Two circles `x^(2)+y^(2)=6` and `x^(2)+y^(2)- 6x+8=0` are given. Then the equation of the circle through their point of intersection and the point (1,1) is

To find the equation of the circle that passes through the points of intersection of the two given circles and the point (1,1), we can follow these steps: ### Step 1: Write the equations of the circles The first circle is given by: \[ S_1: x^2 + y^2 = 6 \] The second circle can be rewritten as: \[ S_2: x^2 + y^2 - 6x + 8 = 0 \] This can be rearranged to: \[ S_2: x^2 + y^2 - 6x + 8 = 0 \] ### Step 2: Combine the equations of the circles To find the equation of the circle that passes through the intersection points of the two circles, we can use the formula: \[ S_1 + \lambda S_2 = 0 \] where \( \lambda \) is a parameter.

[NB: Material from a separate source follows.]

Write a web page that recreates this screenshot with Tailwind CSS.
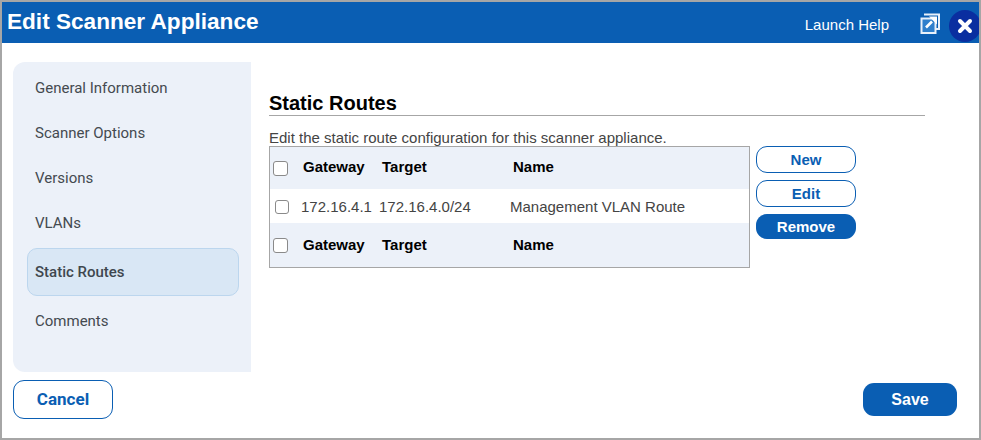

Substituting the equations of the circles: \[ (x^2 + y^2 - 6) + \lambda (x^2 + y^2 - 6x + 8) = 0 \] ### Step 3: Simplify the equation Expanding the equation: \[ x^2 + y^2 - 6 + \lambda (x^2 + y^2 - 6x + 8) = 0 \] This gives: \[ (1 + \lambda)x^2 + (1 + \lambda)y^2 - 6 + \lambda(-6x + 8) = 0 \] ### Step 4: Substitute the point (1,1) Since the circle also passes through the point (1,1), we substitute \( x = 1 \) and \( y = 1 \) into the equation: \[ (1 + \lambda)(1^2) + (1 + \lambda)(1^2) - 6 + \lambda(-6(1) + 8) = 0 \] This simplifies to: \[ (1 + \lambda) + (1 + \lambda) - 6 + \lambda(2) = 0 \] \[ 2(1 + \lambda) - 6 + 2\lambda = 0 \] \[ 2 + 2\lambda - 6 + 2\lambda = 0 \] \[ 4\lambda - 4 = 0 \] \[ 4\lambda = 4 \] \[ \lambda = 1 \] ### Step 5: Substitute \( \lambda \) back into the equation Now substituting \( \lambda = 1 \) back into the combined equation: \[ (1 + 1)x^2 + (1 + 1)y^2 - 6 + 1(-6x + 8) = 0 \] This simplifies to: \[ 2x^2 + 2y^2 - 6 - 6x + 8 = 0 \] \[ 2x^2 + 2y^2 - 6x + 2 = 0 \] ### Step 6: Divide by 2 Dividing the entire equation by 2 gives: \[ x^2 + y^2 - 3x + 1 = 0 \] ### Final Equation Thus, the equation of the circle that passes through the points of intersection of the two given circles and the point (1,1) is: \[ x^2 + y^2 - 3x + 1 = 0 \]